Improving data-efficiency of deep generative model for fast design synthesis

• Published in: Journal of mechanical science and technology Vol. 38; no. 4; pp. 1957 - 1970
• Main Authors: Zhang, Yiming, Jia, Chen, Zhang, Hongyi, Fang, Naiyu, Zhang, Shuyou, Kim, Nam-Ho
• Format: Journal Article
• Language: English
• Published: Seoul Korean Society of Mechanical Engineers 01.04.2024; Springer Nature B.V; 대한기계학회
• Subjects: Artificial neural networks; Boundary conditions; Columnar structure; Conduction heating; Conductive heat transfer; Constraint modelling; Control; Dynamical Systems; Encoders-Decoders; Engineering; Industrial and Production Engineering; Machine tools; Mechanical Engineering; Neural networks; Original Article; Proper Orthogonal Decomposition; Synthesis; Topology optimization; Vibration; 기계공학; Topology optimization; Data-efficient deep learning; Image processing; Reduced-order modeling; Design optimization
• ISSN: 1738-494X; 1976-3824
• DOI: 10.1007/s12206-024-0328-1

The convolutional neural network-based deep generative model (DGM) is a powerful tool for handling image datasets that opens up strategies for fast synthesis of optimum designs at unseen boundary conditions.

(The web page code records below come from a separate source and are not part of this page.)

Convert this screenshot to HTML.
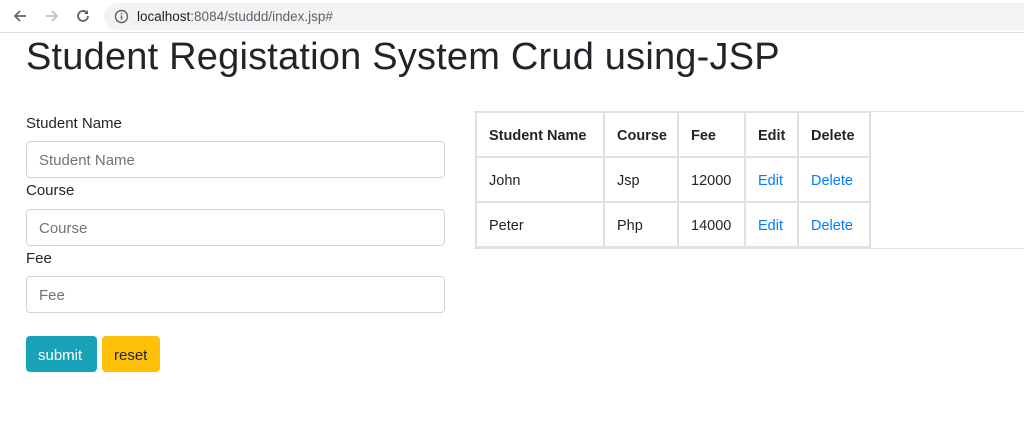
<!DOCTYPE html>
<html><head><meta charset="utf-8"><style>
*{box-sizing:border-box;margin:0;padding:0}
body{width:1024px;height:442px;background:#fff;font-family:"Liberation Sans",sans-serif;color:#212529;position:relative;overflow:hidden}
.bar{position:absolute;left:0;top:0;width:1024px;height:33px;background:#fff;border-bottom:1px solid #dadce0}
.url{position:absolute;left:104px;top:3px;width:930px;height:27px;background:#f1f3f4;border-radius:14px}
.url span{position:absolute;left:33px;top:6px;font-size:13.5px;color:#202124}
.url span i{font-style:normal;color:#5f6368}
.ab{position:absolute}
h1{position:absolute;left:26px;top:36px;font-size:38px;font-weight:normal;color:#212529;letter-spacing:0.2px}
.lbl{position:absolute;left:26px;font-size:15px}
.inp{position:absolute;left:26px;width:419px;height:37px;border:1px solid #ced4da;border-radius:4px;font-size:15px;color:#6c757d;padding:10px 12px 0}
.btn{position:absolute;top:336px;height:36px;border-radius:4px;font-size:15px;padding:11px 12px 0}
.wrap{position:absolute;left:474px;top:111px;width:560px;height:138px;border-top:1px solid #dee2e6;border-bottom:1px solid #dee2e6}
table{position:absolute;left:475px;top:111px;border-collapse:collapse;font-size:14.5px;table-layout:fixed;width:394px}
td,th{border:2px solid #dee2e6;padding:3px 0 0 12px;height:45px;text-align:left;white-space:nowrap;overflow:hidden}
th{font-weight:bold}
a{color:#007bff;text-decoration:none}
</style></head><body>
<div class="bar">
<svg class="ab" style="left:12px;top:8px" width="16" height="16" viewBox="0 0 16 16"><path d="M14 8H3M8 3L3 8l5 5" stroke="#5f6368" stroke-width="1.8" fill="none"/></svg>
<svg class="ab" style="left:44px;top:8px" width="16" height="16" viewBox="0 0 16 16"><path d="M2 8h11M8 3l5 5-5 5" stroke="#bdc1c6" stroke-width="1.8" fill="none"/></svg>
<svg class="ab" style="left:75px;top:8px" width="16" height="16" viewBox="0 0 16 16"><path d="M13 8a5 5 0 1 1-1.5-3.6" stroke="#5f6368" stroke-width="1.8" fill="none"/><path d="M13 2v4H9z" fill="#5f6368"/></svg>
<div class="url">
<svg class="ab" style="left:10px;top:6px" width="15" height="15" viewBox="0 0 15 15"><circle cx="7.5" cy="7.5" r="6" stroke="#5f6368" stroke-width="1.4" fill="none"/><path d="M7.5 6.5v4M7.5 4v1.3" stroke="#5f6368" stroke-width="1.5"/></svg>
<span>localhost<i>:8084/studdd/index.jsp#</i></span></div>
</div>
<h1>Student Registation System Crud using-JSP</h1>
<div class="lbl" style="top:115px">Student Name</div>
<div class="inp" style="top:141px">Student Name</div>
<div class="lbl" style="top:182px">Course</div>
<div class="inp" style="top:209px">Course</div>
<div class="lbl" style="top:250px">Fee</div>
<div class="inp" style="top:276px">Fee</div>
<div class="btn" style="left:26px;width:71px;background:#17a2b8;color:#fff">submit</div>
<div class="btn" style="left:102px;width:58px;background:#ffc107;color:#212529">reset</div>
<div class="wrap"></div>
<table>
<colgroup><col style="width:128px"><col style="width:74px"><col style="width:67px"><col style="width:53px"><col style="width:72px"></colgroup>
<tr><th>Student Name</th><th>Course</th><th>Fee</th><th>Edit</th><th>Delete</th></tr>
<tr><td>John</td><td>Jsp</td><td>12000</td><td><a>Edit</a></td><td><a>Delete</a></td></tr>
<tr><td>Peter</td><td>Php</td><td>14000</td><td><a>Edit</a></td><td><a>Delete</a></td></tr>
</table>
</body></html>
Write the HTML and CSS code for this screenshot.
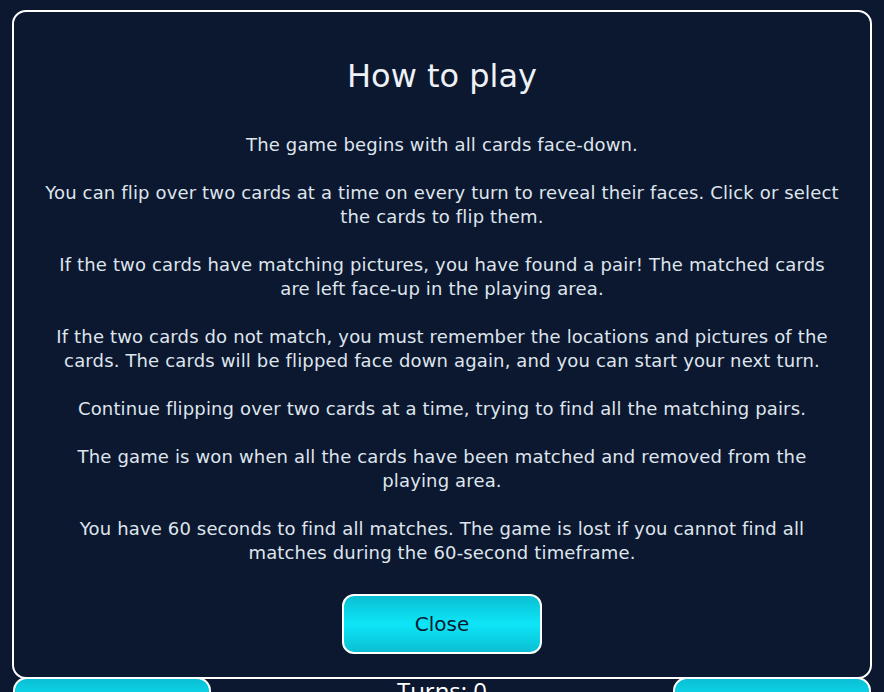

Existing DGMs for design synthesis are typically based on O (10000) training data, which limits the engineering applications. This paper explores the feasibility of improving DGM data efficiency with O (100) training data through prior constraints. A two-stage data-efficient deep generative model (DE-DGM) is proposed which leverages the first-stage design synthesis from probabilistic proper orthogonal decomposition and the second-stage enhancement from encoder-decoder convolutional neural network. Four topology optimization cases have been adopted, including compliance minimization, heat conduction, airplane bearing bracket design, and three-dimensional machine tool column structure design. The proposed DE-DGMs could be trained with 100–200 data and synthesize the main features of the design at unseen boundary conditions. The overall computation cost of warm-start topology optimization leveraging DE-DGM predictions reduces to 36 %–58 % of the standard cases.